Set exercise »
Lift every line from the entries that includes the word "React".

Supplied data »
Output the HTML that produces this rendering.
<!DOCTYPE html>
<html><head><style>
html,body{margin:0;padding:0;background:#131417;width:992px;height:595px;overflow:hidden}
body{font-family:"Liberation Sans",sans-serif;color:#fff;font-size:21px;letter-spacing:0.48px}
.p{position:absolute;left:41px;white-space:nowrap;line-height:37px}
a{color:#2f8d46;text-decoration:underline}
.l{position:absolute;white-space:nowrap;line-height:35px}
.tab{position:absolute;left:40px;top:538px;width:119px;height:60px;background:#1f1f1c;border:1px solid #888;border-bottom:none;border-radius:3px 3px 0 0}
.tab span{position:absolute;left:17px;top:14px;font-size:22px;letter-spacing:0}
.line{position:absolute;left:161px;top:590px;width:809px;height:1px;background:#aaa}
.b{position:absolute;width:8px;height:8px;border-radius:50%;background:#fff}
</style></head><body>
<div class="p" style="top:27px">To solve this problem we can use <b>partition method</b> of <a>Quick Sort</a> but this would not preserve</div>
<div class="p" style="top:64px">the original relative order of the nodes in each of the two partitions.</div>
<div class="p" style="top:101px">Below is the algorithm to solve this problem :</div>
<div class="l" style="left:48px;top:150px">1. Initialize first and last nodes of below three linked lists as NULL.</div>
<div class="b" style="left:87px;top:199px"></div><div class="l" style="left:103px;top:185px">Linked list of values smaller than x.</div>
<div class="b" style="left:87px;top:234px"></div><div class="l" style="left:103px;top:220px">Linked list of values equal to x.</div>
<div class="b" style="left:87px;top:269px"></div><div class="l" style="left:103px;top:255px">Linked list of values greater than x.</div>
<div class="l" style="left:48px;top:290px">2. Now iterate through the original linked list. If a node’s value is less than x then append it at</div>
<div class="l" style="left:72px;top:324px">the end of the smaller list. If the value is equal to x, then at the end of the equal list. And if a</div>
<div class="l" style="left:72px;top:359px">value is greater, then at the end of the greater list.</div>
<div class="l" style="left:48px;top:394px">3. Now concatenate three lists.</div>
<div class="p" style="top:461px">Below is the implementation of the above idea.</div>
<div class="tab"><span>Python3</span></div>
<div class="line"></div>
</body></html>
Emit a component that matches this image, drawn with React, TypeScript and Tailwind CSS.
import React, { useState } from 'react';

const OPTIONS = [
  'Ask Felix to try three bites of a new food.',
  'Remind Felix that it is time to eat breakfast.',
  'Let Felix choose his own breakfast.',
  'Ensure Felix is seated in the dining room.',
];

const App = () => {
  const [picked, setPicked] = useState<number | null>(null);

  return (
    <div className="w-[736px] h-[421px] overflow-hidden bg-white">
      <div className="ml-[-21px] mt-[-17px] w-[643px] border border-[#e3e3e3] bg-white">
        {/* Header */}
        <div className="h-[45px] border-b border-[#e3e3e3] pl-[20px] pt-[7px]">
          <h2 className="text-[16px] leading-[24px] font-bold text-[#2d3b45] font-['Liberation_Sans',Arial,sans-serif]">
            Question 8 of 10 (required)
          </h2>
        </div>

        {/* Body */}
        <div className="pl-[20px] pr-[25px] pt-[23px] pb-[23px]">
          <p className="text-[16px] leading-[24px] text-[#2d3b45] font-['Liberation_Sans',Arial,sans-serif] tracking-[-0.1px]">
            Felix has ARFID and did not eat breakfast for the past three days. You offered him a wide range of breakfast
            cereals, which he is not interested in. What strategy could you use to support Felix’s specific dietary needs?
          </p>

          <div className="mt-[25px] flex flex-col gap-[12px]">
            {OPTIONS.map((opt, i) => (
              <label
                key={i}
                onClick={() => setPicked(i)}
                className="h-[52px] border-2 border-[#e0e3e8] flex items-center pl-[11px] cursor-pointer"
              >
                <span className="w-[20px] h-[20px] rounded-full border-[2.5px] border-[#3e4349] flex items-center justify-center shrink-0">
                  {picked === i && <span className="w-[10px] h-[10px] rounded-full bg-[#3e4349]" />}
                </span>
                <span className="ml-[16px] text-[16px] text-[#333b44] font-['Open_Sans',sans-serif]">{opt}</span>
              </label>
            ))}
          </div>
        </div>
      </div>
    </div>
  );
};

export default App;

...

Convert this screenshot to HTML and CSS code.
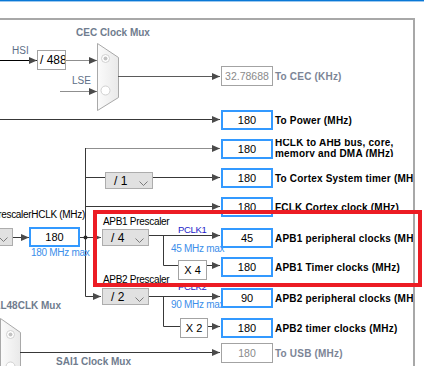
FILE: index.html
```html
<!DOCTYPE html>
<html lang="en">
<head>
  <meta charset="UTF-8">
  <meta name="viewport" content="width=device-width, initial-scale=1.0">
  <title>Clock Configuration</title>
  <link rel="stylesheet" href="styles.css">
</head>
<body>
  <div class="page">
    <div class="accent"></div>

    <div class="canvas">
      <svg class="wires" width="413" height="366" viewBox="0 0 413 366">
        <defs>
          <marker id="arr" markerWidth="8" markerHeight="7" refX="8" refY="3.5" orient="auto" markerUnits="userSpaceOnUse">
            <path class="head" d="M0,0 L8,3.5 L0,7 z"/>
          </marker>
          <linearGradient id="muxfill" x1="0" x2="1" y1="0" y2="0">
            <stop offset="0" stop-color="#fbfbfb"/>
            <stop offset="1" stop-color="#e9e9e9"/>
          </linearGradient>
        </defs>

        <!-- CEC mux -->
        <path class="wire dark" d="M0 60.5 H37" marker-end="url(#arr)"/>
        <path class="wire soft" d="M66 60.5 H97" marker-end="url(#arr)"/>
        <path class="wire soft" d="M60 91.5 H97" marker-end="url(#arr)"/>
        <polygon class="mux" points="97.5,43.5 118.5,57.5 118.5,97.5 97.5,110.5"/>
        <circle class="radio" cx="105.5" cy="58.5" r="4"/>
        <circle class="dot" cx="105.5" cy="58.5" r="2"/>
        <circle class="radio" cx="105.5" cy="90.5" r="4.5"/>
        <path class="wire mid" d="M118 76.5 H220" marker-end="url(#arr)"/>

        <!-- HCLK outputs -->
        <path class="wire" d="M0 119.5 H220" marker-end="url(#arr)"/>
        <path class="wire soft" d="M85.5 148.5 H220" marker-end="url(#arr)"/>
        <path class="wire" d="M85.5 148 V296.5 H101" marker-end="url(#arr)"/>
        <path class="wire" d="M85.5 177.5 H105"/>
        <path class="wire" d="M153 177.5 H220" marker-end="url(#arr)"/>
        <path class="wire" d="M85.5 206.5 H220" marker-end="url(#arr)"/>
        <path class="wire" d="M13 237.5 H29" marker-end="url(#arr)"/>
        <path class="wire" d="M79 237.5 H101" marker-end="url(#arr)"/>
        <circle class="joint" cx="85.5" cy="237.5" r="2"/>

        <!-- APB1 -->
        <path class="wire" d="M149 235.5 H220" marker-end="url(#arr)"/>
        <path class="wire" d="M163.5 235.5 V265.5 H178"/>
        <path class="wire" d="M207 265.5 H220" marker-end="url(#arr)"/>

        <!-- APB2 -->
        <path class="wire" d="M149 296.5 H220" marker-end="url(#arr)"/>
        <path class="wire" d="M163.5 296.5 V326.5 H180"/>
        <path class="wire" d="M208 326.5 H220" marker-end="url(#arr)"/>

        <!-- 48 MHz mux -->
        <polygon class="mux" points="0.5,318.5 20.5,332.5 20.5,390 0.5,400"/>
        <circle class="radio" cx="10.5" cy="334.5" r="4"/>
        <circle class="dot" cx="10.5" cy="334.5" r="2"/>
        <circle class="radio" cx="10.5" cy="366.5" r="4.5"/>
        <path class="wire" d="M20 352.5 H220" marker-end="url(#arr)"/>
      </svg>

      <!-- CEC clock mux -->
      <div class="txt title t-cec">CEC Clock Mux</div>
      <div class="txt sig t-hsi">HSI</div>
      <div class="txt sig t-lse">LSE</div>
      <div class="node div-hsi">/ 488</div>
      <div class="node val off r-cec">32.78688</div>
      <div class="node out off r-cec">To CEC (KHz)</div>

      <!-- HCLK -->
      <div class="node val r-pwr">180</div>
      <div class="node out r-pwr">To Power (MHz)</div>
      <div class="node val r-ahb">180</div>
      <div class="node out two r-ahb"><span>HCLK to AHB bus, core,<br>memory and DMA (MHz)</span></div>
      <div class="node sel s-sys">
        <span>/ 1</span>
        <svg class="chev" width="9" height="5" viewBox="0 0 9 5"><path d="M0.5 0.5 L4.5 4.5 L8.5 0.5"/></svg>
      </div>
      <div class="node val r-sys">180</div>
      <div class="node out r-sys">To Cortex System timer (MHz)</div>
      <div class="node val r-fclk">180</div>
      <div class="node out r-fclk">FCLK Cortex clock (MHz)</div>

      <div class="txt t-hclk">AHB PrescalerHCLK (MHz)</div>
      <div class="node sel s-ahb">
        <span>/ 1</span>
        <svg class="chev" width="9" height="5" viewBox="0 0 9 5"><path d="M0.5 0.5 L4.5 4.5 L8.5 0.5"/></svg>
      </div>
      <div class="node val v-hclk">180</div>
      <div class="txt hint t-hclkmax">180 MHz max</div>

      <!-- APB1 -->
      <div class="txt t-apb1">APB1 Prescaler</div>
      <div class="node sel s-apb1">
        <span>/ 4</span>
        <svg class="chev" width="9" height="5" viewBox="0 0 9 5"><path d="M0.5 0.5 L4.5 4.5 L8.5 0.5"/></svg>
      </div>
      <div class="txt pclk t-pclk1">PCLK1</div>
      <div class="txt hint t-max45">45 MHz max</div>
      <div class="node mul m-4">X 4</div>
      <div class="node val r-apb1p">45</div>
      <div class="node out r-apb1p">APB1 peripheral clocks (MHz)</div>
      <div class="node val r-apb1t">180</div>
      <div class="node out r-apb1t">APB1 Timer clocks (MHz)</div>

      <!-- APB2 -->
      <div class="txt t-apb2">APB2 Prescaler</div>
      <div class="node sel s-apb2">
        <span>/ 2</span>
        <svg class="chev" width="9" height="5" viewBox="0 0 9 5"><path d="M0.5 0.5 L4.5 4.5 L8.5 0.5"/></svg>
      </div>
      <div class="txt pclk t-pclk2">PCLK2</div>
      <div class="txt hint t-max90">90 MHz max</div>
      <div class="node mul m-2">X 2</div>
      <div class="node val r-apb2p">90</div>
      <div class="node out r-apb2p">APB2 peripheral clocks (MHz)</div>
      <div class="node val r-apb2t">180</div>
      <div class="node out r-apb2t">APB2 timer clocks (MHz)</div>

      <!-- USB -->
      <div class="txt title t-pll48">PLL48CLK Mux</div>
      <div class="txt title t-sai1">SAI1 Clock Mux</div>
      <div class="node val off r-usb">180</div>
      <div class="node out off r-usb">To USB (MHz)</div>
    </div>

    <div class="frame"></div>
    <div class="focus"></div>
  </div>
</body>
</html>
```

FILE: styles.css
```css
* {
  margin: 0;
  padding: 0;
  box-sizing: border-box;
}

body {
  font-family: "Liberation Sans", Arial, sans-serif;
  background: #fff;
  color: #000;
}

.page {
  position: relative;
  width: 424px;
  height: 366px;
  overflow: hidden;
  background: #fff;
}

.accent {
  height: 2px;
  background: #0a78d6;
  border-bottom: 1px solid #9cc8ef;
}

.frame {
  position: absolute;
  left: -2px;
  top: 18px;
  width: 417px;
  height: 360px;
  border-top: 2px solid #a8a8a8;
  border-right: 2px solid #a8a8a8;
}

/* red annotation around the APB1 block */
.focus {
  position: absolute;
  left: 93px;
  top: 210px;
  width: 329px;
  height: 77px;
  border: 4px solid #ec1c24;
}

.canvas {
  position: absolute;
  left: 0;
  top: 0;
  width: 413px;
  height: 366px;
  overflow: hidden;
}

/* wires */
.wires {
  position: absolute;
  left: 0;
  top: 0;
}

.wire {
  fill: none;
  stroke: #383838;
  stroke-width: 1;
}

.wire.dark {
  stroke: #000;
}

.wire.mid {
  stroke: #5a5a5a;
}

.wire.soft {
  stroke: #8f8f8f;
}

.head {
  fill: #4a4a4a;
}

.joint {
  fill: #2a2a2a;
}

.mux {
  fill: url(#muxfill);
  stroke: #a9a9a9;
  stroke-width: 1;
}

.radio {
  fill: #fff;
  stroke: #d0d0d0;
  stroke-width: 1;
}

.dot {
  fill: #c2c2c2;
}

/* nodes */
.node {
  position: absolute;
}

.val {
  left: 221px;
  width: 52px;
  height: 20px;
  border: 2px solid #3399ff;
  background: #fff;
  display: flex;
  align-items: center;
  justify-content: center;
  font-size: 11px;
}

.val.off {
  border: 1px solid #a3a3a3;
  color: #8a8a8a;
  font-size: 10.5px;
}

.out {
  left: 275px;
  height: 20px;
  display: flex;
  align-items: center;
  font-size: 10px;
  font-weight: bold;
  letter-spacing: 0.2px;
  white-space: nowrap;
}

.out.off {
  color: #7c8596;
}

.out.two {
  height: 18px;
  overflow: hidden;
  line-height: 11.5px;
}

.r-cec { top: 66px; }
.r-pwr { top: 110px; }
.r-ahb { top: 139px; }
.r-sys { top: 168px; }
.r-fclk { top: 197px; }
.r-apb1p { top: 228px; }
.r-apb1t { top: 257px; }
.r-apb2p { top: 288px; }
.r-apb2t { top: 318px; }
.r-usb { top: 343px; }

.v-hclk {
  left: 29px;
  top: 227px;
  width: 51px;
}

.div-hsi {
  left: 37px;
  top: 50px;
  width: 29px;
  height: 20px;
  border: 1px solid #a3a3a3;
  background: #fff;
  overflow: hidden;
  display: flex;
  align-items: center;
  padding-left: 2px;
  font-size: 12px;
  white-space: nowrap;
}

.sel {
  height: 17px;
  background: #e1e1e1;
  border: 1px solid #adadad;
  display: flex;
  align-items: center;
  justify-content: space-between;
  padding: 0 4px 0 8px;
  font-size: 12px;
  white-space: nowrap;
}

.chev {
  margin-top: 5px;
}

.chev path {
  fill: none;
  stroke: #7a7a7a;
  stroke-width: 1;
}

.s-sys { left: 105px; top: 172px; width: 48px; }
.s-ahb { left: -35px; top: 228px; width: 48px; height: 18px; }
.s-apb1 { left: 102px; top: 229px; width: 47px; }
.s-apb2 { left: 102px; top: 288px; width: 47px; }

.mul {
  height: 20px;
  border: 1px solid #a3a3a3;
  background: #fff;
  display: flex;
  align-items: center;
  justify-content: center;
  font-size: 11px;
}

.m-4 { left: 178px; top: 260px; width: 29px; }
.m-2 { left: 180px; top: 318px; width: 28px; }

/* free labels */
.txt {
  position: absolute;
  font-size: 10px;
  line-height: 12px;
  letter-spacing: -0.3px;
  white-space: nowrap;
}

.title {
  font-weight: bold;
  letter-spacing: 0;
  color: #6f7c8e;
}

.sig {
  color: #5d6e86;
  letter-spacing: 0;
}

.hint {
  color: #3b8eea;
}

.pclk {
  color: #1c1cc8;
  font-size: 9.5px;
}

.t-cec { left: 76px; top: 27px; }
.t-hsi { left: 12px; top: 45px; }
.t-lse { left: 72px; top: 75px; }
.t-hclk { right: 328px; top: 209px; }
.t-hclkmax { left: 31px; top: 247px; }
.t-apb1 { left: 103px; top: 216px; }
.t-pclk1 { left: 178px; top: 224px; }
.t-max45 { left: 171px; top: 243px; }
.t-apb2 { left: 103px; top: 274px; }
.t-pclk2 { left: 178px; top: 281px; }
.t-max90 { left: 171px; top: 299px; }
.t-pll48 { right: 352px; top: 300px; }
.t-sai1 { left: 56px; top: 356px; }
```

Solution »
Emit a component that matches this image, drawn with React, TypeScript and Tailwind CSS.
import React, { useState } from 'react';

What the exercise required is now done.